**GIVEN PROBLEM**
Using the material below, work out how many lines contain the word "table". Reply with the number and nothing more.

**MATERIAL**
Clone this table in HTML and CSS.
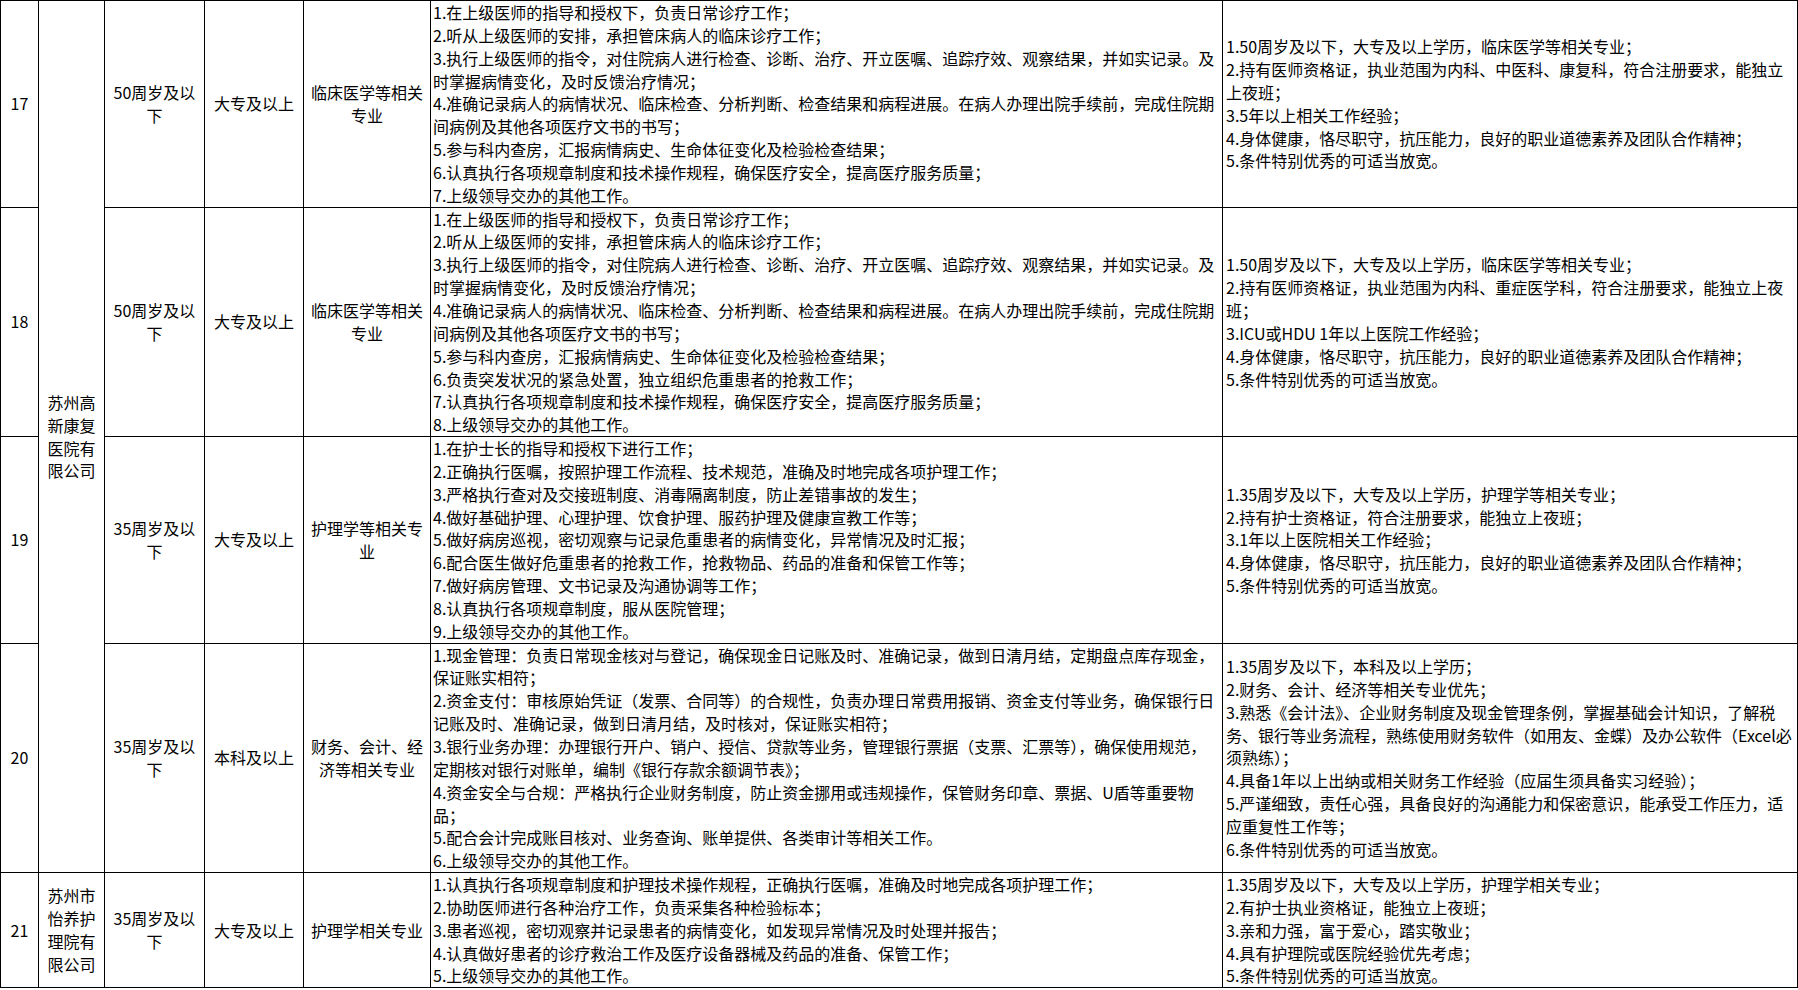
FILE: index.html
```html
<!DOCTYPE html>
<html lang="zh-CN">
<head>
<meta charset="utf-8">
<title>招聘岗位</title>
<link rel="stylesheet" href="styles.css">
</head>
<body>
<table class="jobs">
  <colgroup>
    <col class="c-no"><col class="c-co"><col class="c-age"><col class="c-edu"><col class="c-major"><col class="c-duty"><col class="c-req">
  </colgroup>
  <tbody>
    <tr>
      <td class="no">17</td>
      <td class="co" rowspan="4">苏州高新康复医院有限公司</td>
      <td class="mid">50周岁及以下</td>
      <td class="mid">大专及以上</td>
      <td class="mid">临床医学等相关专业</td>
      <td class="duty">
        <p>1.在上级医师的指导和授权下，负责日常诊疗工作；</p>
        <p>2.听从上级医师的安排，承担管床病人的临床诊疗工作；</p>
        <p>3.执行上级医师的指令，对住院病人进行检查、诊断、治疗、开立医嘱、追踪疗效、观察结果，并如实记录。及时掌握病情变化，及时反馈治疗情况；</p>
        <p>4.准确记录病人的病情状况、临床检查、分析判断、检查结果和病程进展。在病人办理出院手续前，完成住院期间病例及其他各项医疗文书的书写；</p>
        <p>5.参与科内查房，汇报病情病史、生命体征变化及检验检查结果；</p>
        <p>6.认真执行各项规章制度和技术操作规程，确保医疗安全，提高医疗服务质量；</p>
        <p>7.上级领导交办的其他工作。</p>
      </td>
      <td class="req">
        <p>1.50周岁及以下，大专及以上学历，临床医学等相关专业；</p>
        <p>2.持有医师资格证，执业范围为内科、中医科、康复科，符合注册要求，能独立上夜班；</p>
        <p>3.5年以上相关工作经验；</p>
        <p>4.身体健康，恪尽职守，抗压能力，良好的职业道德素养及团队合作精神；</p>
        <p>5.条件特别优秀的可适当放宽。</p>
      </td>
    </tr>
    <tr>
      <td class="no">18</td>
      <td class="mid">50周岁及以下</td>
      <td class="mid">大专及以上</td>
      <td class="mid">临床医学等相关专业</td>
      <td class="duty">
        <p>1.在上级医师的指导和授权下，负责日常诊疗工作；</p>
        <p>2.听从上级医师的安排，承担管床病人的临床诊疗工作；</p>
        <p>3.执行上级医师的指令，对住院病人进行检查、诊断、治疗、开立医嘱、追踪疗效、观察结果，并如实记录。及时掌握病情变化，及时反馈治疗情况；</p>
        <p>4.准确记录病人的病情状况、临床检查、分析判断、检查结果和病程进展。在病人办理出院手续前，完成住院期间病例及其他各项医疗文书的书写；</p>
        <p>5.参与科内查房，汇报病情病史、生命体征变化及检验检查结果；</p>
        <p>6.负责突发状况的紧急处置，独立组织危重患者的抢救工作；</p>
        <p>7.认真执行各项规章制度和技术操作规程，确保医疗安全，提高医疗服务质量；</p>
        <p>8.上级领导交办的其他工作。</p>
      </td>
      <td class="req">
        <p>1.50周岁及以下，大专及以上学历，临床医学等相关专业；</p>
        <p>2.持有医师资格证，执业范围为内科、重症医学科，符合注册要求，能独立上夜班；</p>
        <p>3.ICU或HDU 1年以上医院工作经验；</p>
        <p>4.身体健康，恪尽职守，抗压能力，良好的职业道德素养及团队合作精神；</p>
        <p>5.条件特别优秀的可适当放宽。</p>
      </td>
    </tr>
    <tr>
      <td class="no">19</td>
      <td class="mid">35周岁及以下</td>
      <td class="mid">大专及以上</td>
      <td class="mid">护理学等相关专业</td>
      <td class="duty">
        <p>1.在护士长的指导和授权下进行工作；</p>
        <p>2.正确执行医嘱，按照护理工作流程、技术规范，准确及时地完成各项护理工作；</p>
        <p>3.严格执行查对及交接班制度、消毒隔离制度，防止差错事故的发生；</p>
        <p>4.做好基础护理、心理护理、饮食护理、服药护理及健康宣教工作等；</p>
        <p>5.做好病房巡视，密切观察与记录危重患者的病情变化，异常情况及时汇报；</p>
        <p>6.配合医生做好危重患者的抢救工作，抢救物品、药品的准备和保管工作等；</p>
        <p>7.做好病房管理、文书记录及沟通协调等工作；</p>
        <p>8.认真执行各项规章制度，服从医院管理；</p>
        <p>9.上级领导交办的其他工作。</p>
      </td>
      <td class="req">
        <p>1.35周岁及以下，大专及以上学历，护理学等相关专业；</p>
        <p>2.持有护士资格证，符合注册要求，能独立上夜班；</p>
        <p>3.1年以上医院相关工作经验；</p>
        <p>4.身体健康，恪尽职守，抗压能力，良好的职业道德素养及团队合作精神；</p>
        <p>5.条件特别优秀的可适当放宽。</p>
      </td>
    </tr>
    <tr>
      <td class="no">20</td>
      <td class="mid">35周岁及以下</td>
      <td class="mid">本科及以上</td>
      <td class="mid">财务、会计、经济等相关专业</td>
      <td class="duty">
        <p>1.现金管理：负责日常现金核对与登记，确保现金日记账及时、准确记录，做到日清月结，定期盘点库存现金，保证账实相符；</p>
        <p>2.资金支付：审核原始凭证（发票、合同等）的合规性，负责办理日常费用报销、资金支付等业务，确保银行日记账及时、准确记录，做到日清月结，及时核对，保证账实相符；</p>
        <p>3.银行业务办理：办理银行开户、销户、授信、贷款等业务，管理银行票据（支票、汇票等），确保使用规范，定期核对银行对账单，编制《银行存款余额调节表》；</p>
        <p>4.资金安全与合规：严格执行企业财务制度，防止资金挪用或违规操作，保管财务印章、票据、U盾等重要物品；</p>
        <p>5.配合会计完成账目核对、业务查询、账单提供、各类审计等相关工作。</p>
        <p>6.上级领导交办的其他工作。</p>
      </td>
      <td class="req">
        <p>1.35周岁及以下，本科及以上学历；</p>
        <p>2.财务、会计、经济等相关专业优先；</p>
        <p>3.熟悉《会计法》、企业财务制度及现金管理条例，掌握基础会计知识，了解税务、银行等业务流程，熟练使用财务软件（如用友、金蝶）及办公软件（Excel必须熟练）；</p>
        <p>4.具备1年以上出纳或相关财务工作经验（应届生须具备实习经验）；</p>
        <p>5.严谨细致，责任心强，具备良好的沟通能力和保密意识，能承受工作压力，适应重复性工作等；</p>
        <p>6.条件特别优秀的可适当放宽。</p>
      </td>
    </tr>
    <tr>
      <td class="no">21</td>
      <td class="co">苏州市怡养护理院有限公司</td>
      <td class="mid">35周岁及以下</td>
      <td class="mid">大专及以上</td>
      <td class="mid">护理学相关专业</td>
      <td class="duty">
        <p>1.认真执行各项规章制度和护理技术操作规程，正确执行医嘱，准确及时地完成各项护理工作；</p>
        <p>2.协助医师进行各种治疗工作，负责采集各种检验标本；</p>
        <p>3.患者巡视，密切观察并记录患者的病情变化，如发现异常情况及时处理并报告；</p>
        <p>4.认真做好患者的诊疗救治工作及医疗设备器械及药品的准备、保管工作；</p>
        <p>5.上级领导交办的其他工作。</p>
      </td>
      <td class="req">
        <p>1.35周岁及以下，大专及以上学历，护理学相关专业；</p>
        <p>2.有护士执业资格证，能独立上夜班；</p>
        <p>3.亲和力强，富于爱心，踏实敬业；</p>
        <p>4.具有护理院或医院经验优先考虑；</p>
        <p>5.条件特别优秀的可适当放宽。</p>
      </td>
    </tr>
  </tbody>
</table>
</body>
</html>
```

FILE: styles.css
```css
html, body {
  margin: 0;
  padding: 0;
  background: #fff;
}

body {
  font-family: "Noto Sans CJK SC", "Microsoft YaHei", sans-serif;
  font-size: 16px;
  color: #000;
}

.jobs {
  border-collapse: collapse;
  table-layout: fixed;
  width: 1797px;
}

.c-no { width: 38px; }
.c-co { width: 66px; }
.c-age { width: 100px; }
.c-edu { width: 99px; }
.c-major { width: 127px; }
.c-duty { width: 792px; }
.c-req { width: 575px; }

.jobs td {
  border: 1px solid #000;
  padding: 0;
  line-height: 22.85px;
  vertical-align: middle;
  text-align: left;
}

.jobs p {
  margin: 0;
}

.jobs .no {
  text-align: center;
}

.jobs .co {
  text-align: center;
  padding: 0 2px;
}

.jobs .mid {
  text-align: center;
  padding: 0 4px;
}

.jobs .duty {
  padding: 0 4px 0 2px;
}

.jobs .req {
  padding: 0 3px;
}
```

**TASK RESPONSE**
4